* start Dataset section *

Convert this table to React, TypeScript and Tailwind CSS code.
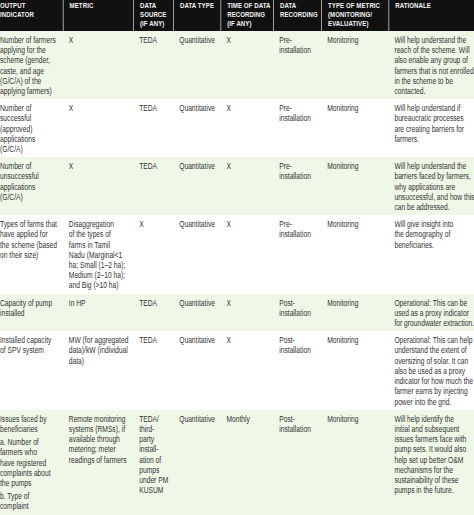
type Cell = string[] | string[][];

interface Row {
  green: boolean;
  cells: Cell[];
}

// widths are in the un-squeezed frame; the whole table is squeezed to 80% to get the condensed face
const cols = 'grid grid-cols-[86px_88px_50px_59px_66px_60px_84px_140px]';

const header: string[][] = [
  ['OUTPUT', 'INDICATOR'],
  ['METRIC'],
  ['DATA', 'SOURCE', '(IF ANY)'],
  ['DATA TYPE'],
  ['TIME OF DATA', 'RECORDING', '(IF ANY)'],
  ['DATA', 'RECORDING'],
  ['TYPE OF METRIC', '(MONITORING/', 'EVALUATIVE)'],
  ['RATIONALE'],
];

const pre = ['Pre-', 'installation'];
const post = ['Post-', 'installation'];

const rows: Row[] = [
  {
    green: true,
    cells: [
      ['Number of farmers', 'applying for the', 'scheme (gender,', 'caste, and age', '(G/C/A) of the', 'applying farmers)'],
      ['X'],
      ['TEDA'],
      ['Quantitative'],
      ['X'],
      pre,
      ['Monitoring'],
      ['Will help understand the', 'reach of the scheme. Will', 'also enable any group of', 'farmers that is not enrolled', 'in the scheme to be', 'contacted.'],
    ],
  },
  {
    green: false,
    cells: [
      ['Number of', 'successful', '(approved)', 'applications', '(G/C/A)'],
      ['X'],
      ['TEDA'],
      ['Quantitative'],
      ['X'],
      pre,
      ['Monitoring'],
      ['Will help understand if', 'bureaucratic processes', 'are creating barriers for', 'farmers.'],
    ],
  },
  {
    green: true,
    cells: [
      ['Number of', 'unsuccessful', 'applications', '(G/C/A)'],
      ['X'],
      ['TEDA'],
      ['Quantitative'],
      ['X'],
      pre,
      ['Monitoring'],
      ['Will help understand the', 'barriers faced by farmers,', 'why applications are', 'unsuccessful, and how this', 'can be addressed.'],
    ],
  },
  {
    green: false,
    cells: [
      ['Types of farms that', 'have applied for', 'the scheme (based', 'on their size)'],
      ['Disaggregation', 'of the types of', 'farms in Tamil', 'Nadu (Marginal<1', 'ha; Small (1–2 ha);', 'Medium (2–10 ha);', 'and Big (>10 ha)'],
      ['X'],
      ['Quantitative'],
      ['X'],
      pre,
      ['Monitoring'],
      ['Will give insight into', 'the demography of', 'beneficiaries.'],
    ],
  },
  {
    green: true,
    cells: [
      ['Capacity of pump', 'installed'],
      ['In HP'],
      ['TEDA'],
      ['Quantitative'],
      ['X'],
      post,
      ['Monitoring'],
      ['Operational: This can be', 'used as a proxy indicator', 'for groundwater extraction.'],
    ],
  },
  {
    green: false,
    cells: [
      ['Installed capacity', 'of SPV system'],
      ['MW (for aggregated', 'data)/kW (individual', 'data)'],
      ['TEDA'],
      ['Quantitative'],
      ['X'],
      post,
      ['Monitoring'],
      ['Operational: This can help', 'understand the extent of', 'oversizing of solar. It can', 'also be used as a proxy', 'indicator for how much the', 'farmer earns by injecting', 'power into the grid.'],
    ],
  },
  {
    green: true,
    cells: [
      [
        ['Issues faced by', 'beneficiaries'],
        ['a. Number of', 'farmers who', 'have registered', 'complaints about', 'the pumps'],
        ['b. Type of', 'complaint'],
      ],
      ['Remote monitoring', 'systems (RMSs), if', 'available through', 'metering; meter', 'readings of farmers'],
      ['TEDA/', 'third-', 'party', 'install-', 'ation of', 'pumps', 'under PM', 'KUSUM'],
      ['Quantitative'],
      ['Monthly'],
      post,
      ['Monitoring'],
      ['Will help identify the', 'initial and subsequent', 'issues farmers face with', 'pump sets. It would also', 'help set up better O&M', 'mechanisms for the', 'sustainability of these', 'pumps in the future.'],
    ],
  },
];

function Lines({ lines }: { lines: string[] }) {
  return (
    <>
      {lines.map((l, i) => (
        <div key={i} className="whitespace-nowrap">
          {l}
        </div>
      ))}
    </>
  );
}

function BodyCell({ cell }: { cell: Cell }) {
  const isParas = Array.isArray(cell[0]);
  return (
    <div className="px-[7.5px] pt-[4px] pb-[3px]">
      {isParas ? (
        <div className="flex flex-col gap-[3px]">
          {(cell as string[][]).map((p, i) => (
            <div key={i}>
              <Lines lines={p} />
            </div>
          ))}
        </div>
      ) : (
        <Lines lines={cell as string[]} />
      )}
    </div>
  );
}

export default function App() {
  return (
    <div
      className="w-[474px] h-[515px] overflow-hidden bg-white"
      style={{ fontFamily: '"Liberation Sans", Arial, sans-serif' }}
    >
      <div className="ml-[-6px] w-max origin-top-left scale-x-[0.8]">
        {/* header */}
        <div className={`${cols} bg-[#111111] text-[#f5f5f5] font-bold text-[7.6px] leading-[9.2px] tracking-[0.1px]`}>
          {header.map((h, i) => (
            <div
              key={i}
              className={`px-[7.5px] pt-[1px] pb-[3px] h-[31px] ${i > 0 ? 'border-l border-[#c4c4c4]' : ''}`}
            >
              <Lines lines={h} />
            </div>
          ))}
        </div>
        {/* body */}
        {rows.map((r, i) => (
          <div
            key={i}
            className={`${cols} text-[8.4px] leading-[10.2px] text-[#333333] ${r.green ? 'bg-[#eff7e7]' : 'bg-white'}`}
          >
            {r.cells.map((c, j) => (
              <BodyCell key={j} cell={c} />
            ))}
          </div>
        ))}
      </div>
    </div>
  );
}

* end Dataset section *

→ Stated problem: Copy out each line exactly, without the pictures.

→ Solution:
Convert this table to React, TypeScript and Tailwind CSS code.
type Cell = string[] | string[][];

interface Row {
  green: boolean;
  cells: Cell[];
}

// widths are in the un-squeezed frame; the whole table is squeezed to 80% to get the condensed face
const cols = 'grid grid-cols-[86px_88px_50px_59px_66px_60px_84px_140px]';

const header: string[][] = [
  ['OUTPUT', 'INDICATOR'],
  ['METRIC'],
  ['DATA', 'SOURCE', '(IF ANY)'],
  ['DATA TYPE'],
  ['TIME OF DATA', 'RECORDING', '(IF ANY)'],
  ['DATA', 'RECORDING'],
  ['TYPE OF METRIC', '(MONITORING/', 'EVALUATIVE)'],
  ['RATIONALE'],
];

const pre = ['Pre-', 'installation'];
const post = ['Post-', 'installation'];

const rows: Row[] = [
  {
    green: true,
    cells: [
      ['Number of farmers', 'applying for the', 'scheme (gender,', 'caste, and age', '(G/C/A) of the', 'applying farmers)'],
      ['X'],
      ['TEDA'],
      ['Quantitative'],
      ['X'],
      pre,
      ['Monitoring'],
      ['Will help understand the', 'reach of the scheme. Will', 'also enable any group of', 'farmers that is not enrolled', 'in the scheme to be', 'contacted.'],
    ],
  },
  {
    green: false,
    cells: [
      ['Number of', 'successful', '(approved)', 'applications', '(G/C/A)'],
      ['X'],
      ['TEDA'],
      ['Quantitative'],
      ['X'],
      pre,
      ['Monitoring'],
      ['Will help understand if', 'bureaucratic processes', 'are creating barriers for', 'farmers.'],
    ],
  },
  {
    green: true,
    cells: [
      ['Number of', 'unsuccessful', 'applications', '(G/C/A)'],
      ['X'],
      ['TEDA'],
      ['Quantitative'],
      ['X'],
      pre,
      ['Monitoring'],
      ['Will help understand the', 'barriers faced by farmers,', 'why applications are', 'unsuccessful, and how this', 'can be addressed.'],
    ],
  },
  {
    green: false,
    cells: [
      ['Types of farms that', 'have applied for', 'the scheme (based', 'on their size)'],
      ['Disaggregation', 'of the types of', 'farms in Tamil', 'Nadu (Marginal<1', 'ha; Small (1–2 ha);', 'Medium (2–10 ha);', 'and Big (>10 ha)'],
      ['X'],
      ['Quantitative'],
      ['X'],
      pre,
      ['Monitoring'],
      ['Will give insight into', 'the demography of', 'beneficiaries.'],
    ],
  },
  {
    green: true,
    cells: [
      ['Capacity of pump', 'installed'],
      ['In HP'],
      ['TEDA'],
      ['Quantitative'],
      ['X'],
      post,
      ['Monitoring'],
      ['Operational: This can be', 'used as a proxy indicator', 'for groundwater extraction.'],
    ],
  },
  {
    green: false,
    cells: [
      ['Installed capacity', 'of SPV system'],
      ['MW (for aggregated', 'data)/kW (individual', 'data)'],
      ['TEDA'],
      ['Quantitative'],
      ['X'],
      post,
      ['Monitoring'],
      ['Operational: This can help', 'understand the extent of', 'oversizing of solar. It can', 'also be used as a proxy', 'indicator for how much the', 'farmer earns by injecting', 'power into the grid.'],
    ],
  },
  {
    green: true,
    cells: [
      [
        ['Issues faced by', 'beneficiaries'],
        ['a. Number of', 'farmers who', 'have registered', 'complaints about', 'the pumps'],
        ['b. Type of', 'complaint'],
      ],
      ['Remote monitoring', 'systems (RMSs), if', 'available through', 'metering; meter', 'readings of farmers'],
      ['TEDA/', 'third-', 'party', 'install-', 'ation of', 'pumps', 'under PM', 'KUSUM'],
      ['Quantitative'],
      ['Monthly'],
      post,
      ['Monitoring'],
      ['Will help identify the', 'initial and subsequent', 'issues farmers face with', 'pump sets. It would also', 'help set up better O&M', 'mechanisms for the', 'sustainability of these', 'pumps in the future.'],
    ],
  },
];

function Lines({ lines }: { lines: string[] }) {
  return (
    <>
      {lines.map((l, i) => (
        <div key={i} className="whitespace-nowrap">
          {l}
        </div>
      ))}
    </>
  );
}

function BodyCell({ cell }: { cell: Cell }) {
  const isParas = Array.isArray(cell[0]);
  return (
    <div className="px-[7.5px] pt-[4px] pb-[3px]">
      {isParas ? (
        <div className="flex flex-col gap-[3px]">
          {(cell as string[][]).map((p, i) => (
            <div key={i}>
              <Lines lines={p} />
            </div>
          ))}
        </div>
      ) : (
        <Lines lines={cell as string[]} />
      )}
    </div>
  );
}

export default function App() {
  return (
    <div
      className="w-[474px] h-[515px] overflow-hidden bg-white"
      style={{ fontFamily: '"Liberation Sans", Arial, sans-serif' }}
    >
      <div className="ml-[-6px] w-max origin-top-left scale-x-[0.8]">
        {/* header */}
        <div className={`${cols} bg-[#111111] text-[#f5f5f5] font-bold text-[7.6px] leading-[9.2px] tracking-[0.1px]`}>
          {header.map((h, i) => (
            <div
              key={i}
              className={`px-[7.5px] pt-[1px] pb-[3px] h-[31px] ${i > 0 ? 'border-l border-[#c4c4c4]' : ''}`}
            >
              <Lines lines={h} />
            </div>
          ))}
        </div>
        {/* body */}
        {rows.map((r, i) => (
          <div
            key={i}
            className={`${cols} text-[8.4px] leading-[10.2px] text-[#333333] ${r.green ? 'bg-[#eff7e7]' : 'bg-white'}`}
          >
            {r.cells.map((c, j) => (
              <BodyCell key={j} cell={c} />
            ))}
          </div>
        ))}
      </div>
    </div>
  );
}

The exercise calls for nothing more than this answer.